-- Start Data excerpts --

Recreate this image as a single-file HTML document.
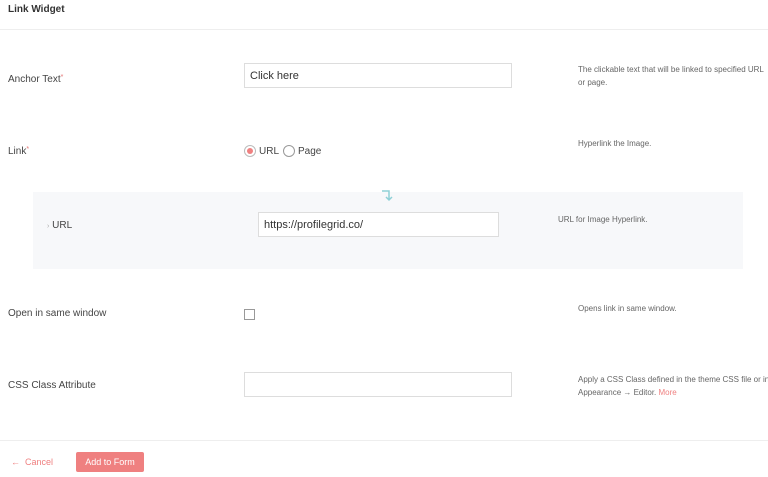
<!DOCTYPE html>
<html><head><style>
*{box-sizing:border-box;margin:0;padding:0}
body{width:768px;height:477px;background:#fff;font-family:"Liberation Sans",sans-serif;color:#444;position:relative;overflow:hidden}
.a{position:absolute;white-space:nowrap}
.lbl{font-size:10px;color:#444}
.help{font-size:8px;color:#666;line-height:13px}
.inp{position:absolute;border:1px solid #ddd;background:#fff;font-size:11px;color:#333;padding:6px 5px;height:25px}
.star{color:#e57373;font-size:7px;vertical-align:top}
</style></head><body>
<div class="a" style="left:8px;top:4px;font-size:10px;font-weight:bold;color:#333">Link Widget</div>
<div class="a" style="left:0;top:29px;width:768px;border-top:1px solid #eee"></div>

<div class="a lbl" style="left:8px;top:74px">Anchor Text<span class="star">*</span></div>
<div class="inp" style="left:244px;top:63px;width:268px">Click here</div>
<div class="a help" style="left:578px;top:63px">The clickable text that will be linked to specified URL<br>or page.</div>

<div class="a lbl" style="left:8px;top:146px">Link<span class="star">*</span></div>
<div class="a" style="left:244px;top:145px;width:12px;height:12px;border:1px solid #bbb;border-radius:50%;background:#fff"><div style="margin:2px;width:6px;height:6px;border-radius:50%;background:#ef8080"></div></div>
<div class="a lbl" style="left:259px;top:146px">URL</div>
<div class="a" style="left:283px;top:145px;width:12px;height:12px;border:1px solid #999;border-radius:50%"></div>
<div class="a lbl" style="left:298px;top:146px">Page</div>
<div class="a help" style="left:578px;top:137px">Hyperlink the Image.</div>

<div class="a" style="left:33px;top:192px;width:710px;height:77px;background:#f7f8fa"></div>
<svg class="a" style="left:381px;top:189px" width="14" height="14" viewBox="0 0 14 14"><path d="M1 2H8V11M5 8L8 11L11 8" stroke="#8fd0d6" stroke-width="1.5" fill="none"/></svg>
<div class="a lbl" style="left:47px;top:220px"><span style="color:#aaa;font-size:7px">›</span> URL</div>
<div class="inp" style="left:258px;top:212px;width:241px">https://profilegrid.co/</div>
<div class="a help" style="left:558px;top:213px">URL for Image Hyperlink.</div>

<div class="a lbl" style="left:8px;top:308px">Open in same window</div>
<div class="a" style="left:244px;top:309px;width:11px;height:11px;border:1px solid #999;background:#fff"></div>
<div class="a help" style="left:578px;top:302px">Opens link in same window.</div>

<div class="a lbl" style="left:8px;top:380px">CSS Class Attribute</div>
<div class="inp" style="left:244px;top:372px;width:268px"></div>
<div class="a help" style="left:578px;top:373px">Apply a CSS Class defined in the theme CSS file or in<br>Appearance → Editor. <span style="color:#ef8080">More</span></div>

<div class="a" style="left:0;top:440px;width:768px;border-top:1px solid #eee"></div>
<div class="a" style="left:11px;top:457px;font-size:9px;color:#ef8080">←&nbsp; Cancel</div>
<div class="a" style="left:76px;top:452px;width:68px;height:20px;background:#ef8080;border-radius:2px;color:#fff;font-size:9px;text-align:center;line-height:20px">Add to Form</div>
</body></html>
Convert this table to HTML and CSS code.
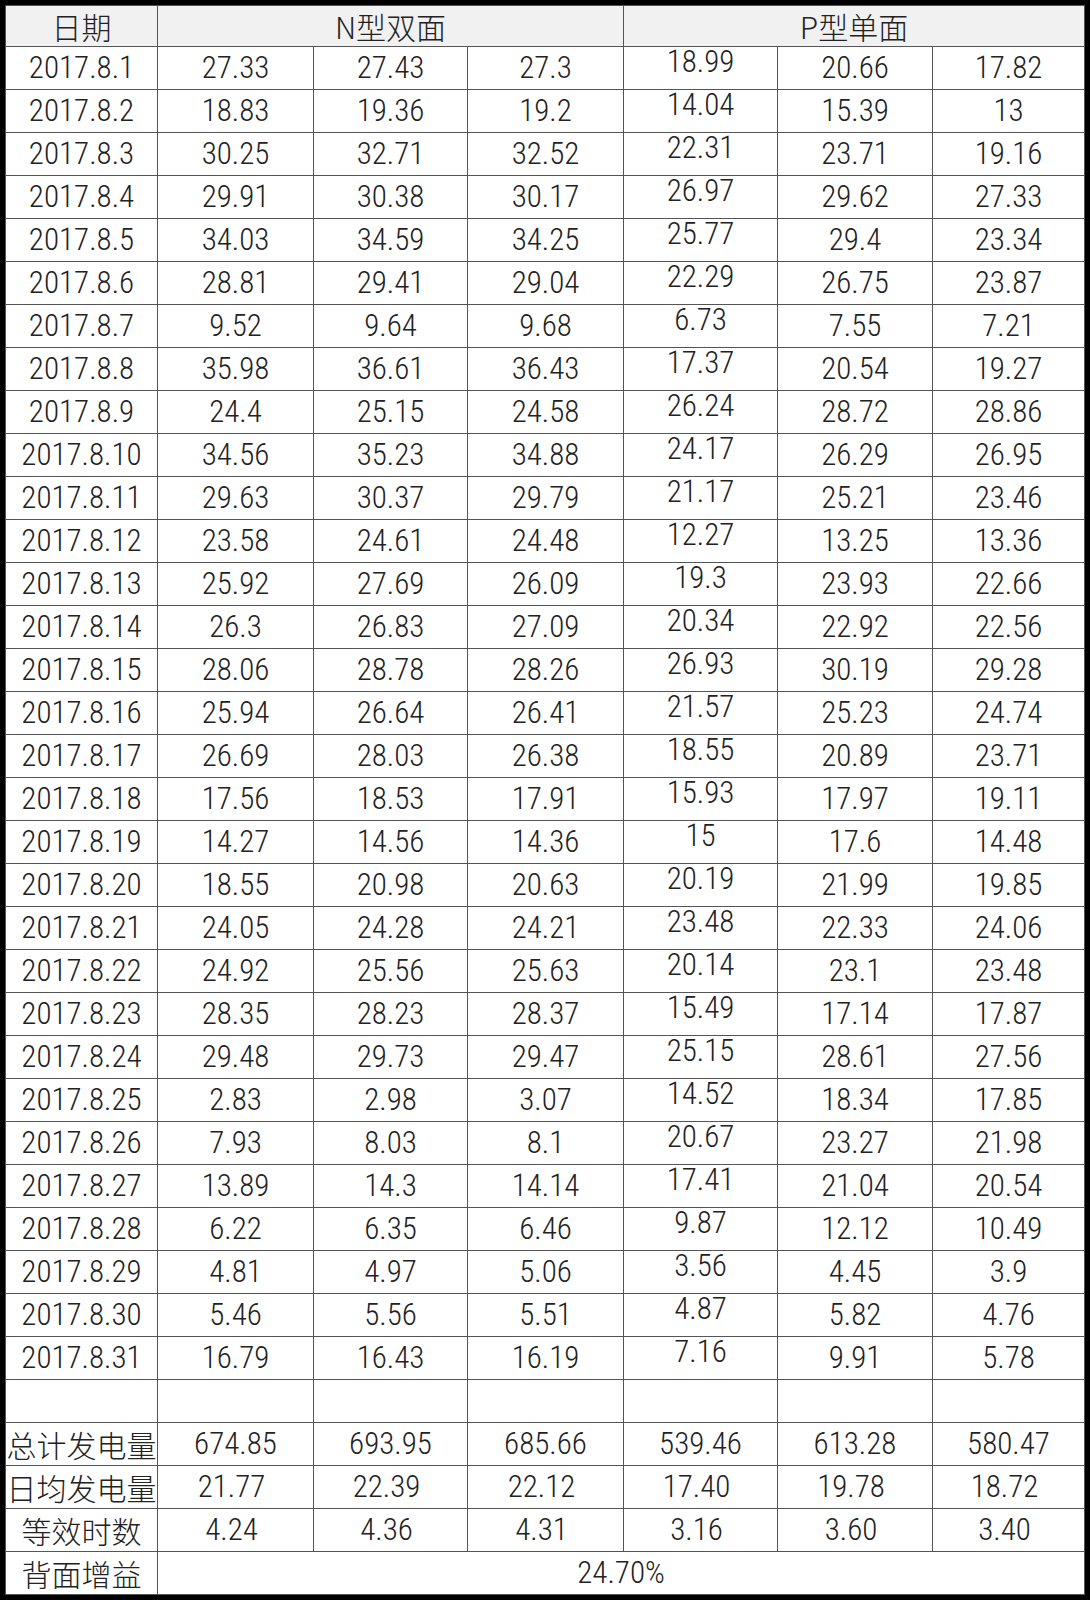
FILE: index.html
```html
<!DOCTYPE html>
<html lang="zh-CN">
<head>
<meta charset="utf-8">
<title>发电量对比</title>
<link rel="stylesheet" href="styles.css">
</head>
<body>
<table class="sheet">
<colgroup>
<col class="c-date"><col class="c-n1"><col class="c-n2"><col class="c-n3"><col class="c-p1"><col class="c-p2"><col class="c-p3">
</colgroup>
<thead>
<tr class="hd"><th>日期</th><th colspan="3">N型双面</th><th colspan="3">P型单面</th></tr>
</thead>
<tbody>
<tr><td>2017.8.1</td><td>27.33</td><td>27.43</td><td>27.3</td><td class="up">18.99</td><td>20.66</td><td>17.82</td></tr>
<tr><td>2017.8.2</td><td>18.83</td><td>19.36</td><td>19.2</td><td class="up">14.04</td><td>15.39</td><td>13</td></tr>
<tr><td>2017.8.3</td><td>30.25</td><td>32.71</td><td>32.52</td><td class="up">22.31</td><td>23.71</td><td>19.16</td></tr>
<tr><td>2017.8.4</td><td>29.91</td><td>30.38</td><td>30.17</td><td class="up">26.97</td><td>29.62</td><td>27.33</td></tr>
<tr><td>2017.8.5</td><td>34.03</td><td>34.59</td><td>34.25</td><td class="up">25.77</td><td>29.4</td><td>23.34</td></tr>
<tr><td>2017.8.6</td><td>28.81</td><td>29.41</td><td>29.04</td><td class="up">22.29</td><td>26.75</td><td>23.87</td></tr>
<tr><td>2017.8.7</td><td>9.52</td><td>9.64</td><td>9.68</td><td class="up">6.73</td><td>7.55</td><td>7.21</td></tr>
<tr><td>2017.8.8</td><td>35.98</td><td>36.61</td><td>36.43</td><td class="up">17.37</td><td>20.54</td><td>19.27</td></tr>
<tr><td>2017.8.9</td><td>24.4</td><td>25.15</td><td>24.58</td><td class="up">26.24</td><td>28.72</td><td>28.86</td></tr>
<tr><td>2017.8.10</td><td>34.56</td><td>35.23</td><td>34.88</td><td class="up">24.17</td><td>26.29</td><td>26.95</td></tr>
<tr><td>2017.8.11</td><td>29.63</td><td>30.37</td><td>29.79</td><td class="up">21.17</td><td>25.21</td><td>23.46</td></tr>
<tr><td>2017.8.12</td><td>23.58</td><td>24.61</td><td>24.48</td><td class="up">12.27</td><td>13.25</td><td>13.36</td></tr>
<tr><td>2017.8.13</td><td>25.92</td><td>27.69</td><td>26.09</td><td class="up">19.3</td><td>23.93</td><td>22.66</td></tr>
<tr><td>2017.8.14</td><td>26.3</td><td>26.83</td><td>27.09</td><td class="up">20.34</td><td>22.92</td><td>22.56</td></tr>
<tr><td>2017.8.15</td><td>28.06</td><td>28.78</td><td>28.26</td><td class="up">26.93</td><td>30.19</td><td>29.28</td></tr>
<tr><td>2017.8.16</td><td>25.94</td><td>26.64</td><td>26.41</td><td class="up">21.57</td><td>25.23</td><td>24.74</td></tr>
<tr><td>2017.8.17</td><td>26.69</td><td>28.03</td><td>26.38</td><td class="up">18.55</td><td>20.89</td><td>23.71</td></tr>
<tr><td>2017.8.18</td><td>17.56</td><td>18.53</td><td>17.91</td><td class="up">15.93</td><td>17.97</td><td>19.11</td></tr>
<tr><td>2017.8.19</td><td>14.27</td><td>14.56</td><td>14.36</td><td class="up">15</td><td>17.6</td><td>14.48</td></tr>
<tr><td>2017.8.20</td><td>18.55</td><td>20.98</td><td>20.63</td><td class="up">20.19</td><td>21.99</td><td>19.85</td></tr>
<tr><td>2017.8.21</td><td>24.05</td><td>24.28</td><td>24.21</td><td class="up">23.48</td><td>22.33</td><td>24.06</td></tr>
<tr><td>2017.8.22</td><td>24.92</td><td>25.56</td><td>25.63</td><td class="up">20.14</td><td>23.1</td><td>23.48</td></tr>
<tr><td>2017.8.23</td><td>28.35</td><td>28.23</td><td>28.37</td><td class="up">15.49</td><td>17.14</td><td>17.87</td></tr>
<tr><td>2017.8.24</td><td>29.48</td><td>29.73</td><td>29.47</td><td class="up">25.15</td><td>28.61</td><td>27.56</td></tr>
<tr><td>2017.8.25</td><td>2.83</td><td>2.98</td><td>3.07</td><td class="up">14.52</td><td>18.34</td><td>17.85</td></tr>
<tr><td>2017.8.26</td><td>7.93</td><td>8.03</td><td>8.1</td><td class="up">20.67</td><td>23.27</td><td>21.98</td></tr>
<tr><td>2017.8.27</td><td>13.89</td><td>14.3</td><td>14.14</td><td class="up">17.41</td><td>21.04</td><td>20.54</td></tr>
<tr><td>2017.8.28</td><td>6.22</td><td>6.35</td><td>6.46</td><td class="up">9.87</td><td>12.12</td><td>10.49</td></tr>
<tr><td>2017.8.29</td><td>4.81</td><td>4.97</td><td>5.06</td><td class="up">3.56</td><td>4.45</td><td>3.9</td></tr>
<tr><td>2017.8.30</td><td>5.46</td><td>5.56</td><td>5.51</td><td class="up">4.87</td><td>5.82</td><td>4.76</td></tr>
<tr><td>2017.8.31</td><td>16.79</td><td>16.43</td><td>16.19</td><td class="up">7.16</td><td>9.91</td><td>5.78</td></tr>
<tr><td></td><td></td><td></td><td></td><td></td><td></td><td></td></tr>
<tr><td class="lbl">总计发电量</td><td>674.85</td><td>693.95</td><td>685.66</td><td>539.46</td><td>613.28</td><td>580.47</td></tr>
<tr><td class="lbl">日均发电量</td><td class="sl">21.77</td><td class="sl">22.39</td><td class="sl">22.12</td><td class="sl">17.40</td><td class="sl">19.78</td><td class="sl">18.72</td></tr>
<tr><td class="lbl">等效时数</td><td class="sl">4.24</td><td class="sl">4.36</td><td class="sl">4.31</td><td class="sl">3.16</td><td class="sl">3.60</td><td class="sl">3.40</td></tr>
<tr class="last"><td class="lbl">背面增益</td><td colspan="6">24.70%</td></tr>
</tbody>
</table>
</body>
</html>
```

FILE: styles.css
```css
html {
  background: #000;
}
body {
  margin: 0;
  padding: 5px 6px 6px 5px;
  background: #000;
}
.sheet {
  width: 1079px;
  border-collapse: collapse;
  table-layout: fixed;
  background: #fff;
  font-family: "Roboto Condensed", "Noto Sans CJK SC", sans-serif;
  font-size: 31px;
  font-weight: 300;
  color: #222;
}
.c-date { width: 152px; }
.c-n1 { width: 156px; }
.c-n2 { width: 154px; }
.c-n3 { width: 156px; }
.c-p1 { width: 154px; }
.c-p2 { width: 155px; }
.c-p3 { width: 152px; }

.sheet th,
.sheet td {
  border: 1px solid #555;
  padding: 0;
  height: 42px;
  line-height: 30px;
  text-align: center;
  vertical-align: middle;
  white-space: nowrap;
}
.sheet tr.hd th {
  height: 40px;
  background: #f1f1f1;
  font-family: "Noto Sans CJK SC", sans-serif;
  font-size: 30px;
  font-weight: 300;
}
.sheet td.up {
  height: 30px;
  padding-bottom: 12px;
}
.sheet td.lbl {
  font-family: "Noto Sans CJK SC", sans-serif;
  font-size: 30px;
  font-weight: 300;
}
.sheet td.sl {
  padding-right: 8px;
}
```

-- End Data excerpts --

## Instructions to follow:
Emit the lines of the material exactly, from its first line to the line containing "specified URL<br>or page.</div>", inclusive; leave every picture out.

## Problem solution:
Recreate this image as a single-file HTML document.
<!DOCTYPE html>
<html><head><style>
*{box-sizing:border-box;margin:0;padding:0}
body{width:768px;height:477px;background:#fff;font-family:"Liberation Sans",sans-serif;color:#444;position:relative;overflow:hidden}
.a{position:absolute;white-space:nowrap}
.lbl{font-size:10px;color:#444}
.help{font-size:8px;color:#666;line-height:13px}
.inp{position:absolute;border:1px solid #ddd;background:#fff;font-size:11px;color:#333;padding:6px 5px;height:25px}
.star{color:#e57373;font-size:7px;vertical-align:top}
</style></head><body>
<div class="a" style="left:8px;top:4px;font-size:10px;font-weight:bold;color:#333">Link Widget</div>
<div class="a" style="left:0;top:29px;width:768px;border-top:1px solid #eee"></div>

<div class="a lbl" style="left:8px;top:74px">Anchor Text<span class="star">*</span></div>
<div class="inp" style="left:244px;top:63px;width:268px">Click here</div>
<div class="a help" style="left:578px;top:63px">The clickable text that will be linked to specified URL<br>or page.</div>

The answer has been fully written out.